Spieth and Watson began the day tied for the lead at 5 under and Matt Kuchar was the only other player to grab a share of the lead, doing so with a birdie on the par-5 second and chip-in birdie on the third hole to reach 6 under.
But Kuchar four-putted the par-3 fourth hole from 60 feet to make a double bogey and was unable to make another run. He bogeyed the final two holes to tie for fifth at 2-under 286.
Spieth took the lead on the par-5 second hole with a 15-foot birdie putt and holed out from a bunker for birdie on the par-3 fourth to reach 7 under.
“I got off to kind of a dream start for Sunday at Augusta,” Spieth said. “It’s just so hard to play the first seven holes well out here, and I was 3 under through the first seven.”
From the fourth hole on, Watson had an answer for anything Spieth threw at him.
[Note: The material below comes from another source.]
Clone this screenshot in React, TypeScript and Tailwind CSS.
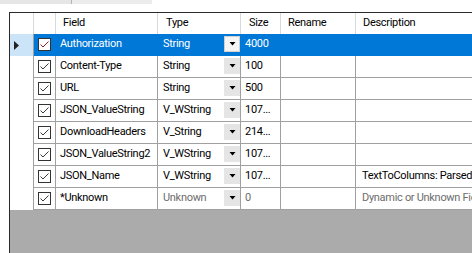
const rows = [
  { field: "Authorization", type: "String", size: "4000", desc: "", selected: true },
  { field: "Content-Type", type: "String", size: "100", desc: "" },
  { field: "URL", type: "String", size: "500", desc: "" },
  { field: "JSON_ValueString", type: "V_WString", size: "107...", desc: "" },
  { field: "DownloadHeaders", type: "V_String", size: "214...", desc: "" },
  { field: "JSON_ValueString2", type: "V_WString", size: "107...", desc: "" },
  { field: "JSON_Name", type: "V_WString", size: "107...", desc: "TextToColumns: Parsed" },
  { field: "*Unknown", type: "Unknown", size: "0", desc: "Dynamic or Unknown Field", dim: true },
];

const Check = ({ selected }: { selected?: boolean }) => (
  <svg width="13" height="13" viewBox="0 0 13 13">
    <rect x="0.5" y="0.5" width="12" height="12" fill="#fff" stroke="#333" />
    <polyline points="2.5,6.5 5,9 10.5,3.5" fill="none" stroke={selected ? "#8a2424" : "#3a3a3a"} strokeWidth="1" />
  </svg>
);

const Arrow = () => (
  <svg width="7" height="4" viewBox="0 0 7 4">
    <polygon points="0.5,0 6.5,0 3.5,3.5" fill="#000" />
  </svg>
);

export default function App() {
  return (
    <div className="w-[472px] h-[253px] overflow-hidden bg-white flex flex-col font-['Roboto',sans-serif] text-[11px] tracking-[-0.3px] text-black">
      {/* tab strip remnants */}
      <div className="flex h-[4px] shrink-0">
        <div className="w-[72px] bg-[#e6e6e6] border-r border-[#b5b5b5]" />
        <div className="w-[80px] bg-[#ececec]" />
      </div>
      <div className="h-[8px] shrink-0" />
      <div className="ml-[9px] flex-1 flex flex-col bg-[#ababab] border-l border-t border-[#2b2b2b] w-[600px]">
        {/* header */}
        <div className="flex h-[21px] bg-white shrink-0">
          <div className="w-[24px] border-r border-[#d9d9d9]" />
          <div className="w-[22px] border-r border-[#d9d9d9]" />
          <div className="w-[102px] border-r border-[#d9d9d9] pl-[7px] flex items-center">Field</div>
          <div className="w-[83px] border-r border-[#d9d9d9] pl-[8px] flex items-center">Type</div>
          <div className="w-[40px] border-r border-[#d9d9d9] pl-[8px] flex items-center">Size</div>
          <div className="w-[75px] border-r border-[#d9d9d9] pl-[7px] flex items-center">Rename</div>
          <div className="w-[200px] pl-[7px] flex items-center">Description</div>
        </div>
        {rows.map((r) => {
          const sel = r.selected;
          const cell = sel
            ? "bg-[#0078d7] text-white border-b border-r border-[#0078d7]"
            : "bg-white border-b border-r border-[#a0a0a0]";
          const dim = r.dim ? "text-[#6d6d6d]" : "";
          return (
            <div key={r.field} className="flex h-[22px] shrink-0">
              <div
                className={`w-[24px] border-r border-[#a0a0a0] flex items-center pl-[4px] ${
                  sel ? "bg-[#cce4f7]" : "bg-white"
                }`}
              >
                {sel && (
                  <svg width="5" height="9" viewBox="0 0 5 9">
                    <polygon points="0,0 5,4.5 0,9" fill="#222" />
                  </svg>
                )}
              </div>
              <div className={`w-[22px] flex items-center justify-center ${cell}`}>
                <Check selected={sel} />
              </div>
              <div className={`w-[102px] pl-[4px] flex items-center whitespace-nowrap ${cell}`}>{r.field}</div>
              <div className={`w-[83px] pl-[5px] flex justify-between whitespace-nowrap ${cell} ${dim}`}>
                <span className="self-center">{r.type}</span>
                <div
                  className={`mt-[2px] w-[16px] h-[16px] flex items-center justify-center ${
                    sel ? "bg-[#f5f5f5] border border-[#d0d0d0]" : "bg-[#e5e5e5]"
                  }`}
                >
                  <Arrow />
                </div>
              </div>
              <div className={`w-[40px] pl-[4px] flex items-center whitespace-nowrap ${cell} ${dim}`}>{r.size}</div>
              <div className={`w-[75px] ${cell}`} />
              <div className={`w-[200px] pl-[6px] flex items-center whitespace-nowrap ${cell} ${dim}`}>
                {r.desc}
              </div>
            </div>
          );
        })}
      </div>
    </div>
  );
}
Unfazed by Spieth’s bunker birdie, Watson made a 6-foot birdie putt on top of it at the fourth to remain two back. Spieth bogeyed the fifth to see his advantage drop to one shot, and he and Watson traded birdies on the par-3 sixth with tee shots to 2 and 8 feet, respectively. Watson holed his putt knowing Spieth was assured a birdie.
Spieth took another two-shot lead with a 12-foot downhill birdie putt on the seventh, but his round unraveled from there with bogeys on the next two holes and three of the next five, and Watson gained command.
Watson grew up in Bagdad, Fla., and is a little odd among touring pros in many ways. He’s certainly a quirky personality, a good ole southern boy who purchased The Dukes of Hazzard’s car the General Lee, and he isn’t afraid to look foolish in satirical music videos with three of his fellow PGA Tour pros.
The lefthander also has an unorthodox self-made swing that never hits a ball straight. He says he has never received a golf lesson, and that might be a reason his imaginative game fits with the nuances of Augusta National.
“A small town guy named Bubba now has two green jackets,” Watson said. “It’s pretty wild.”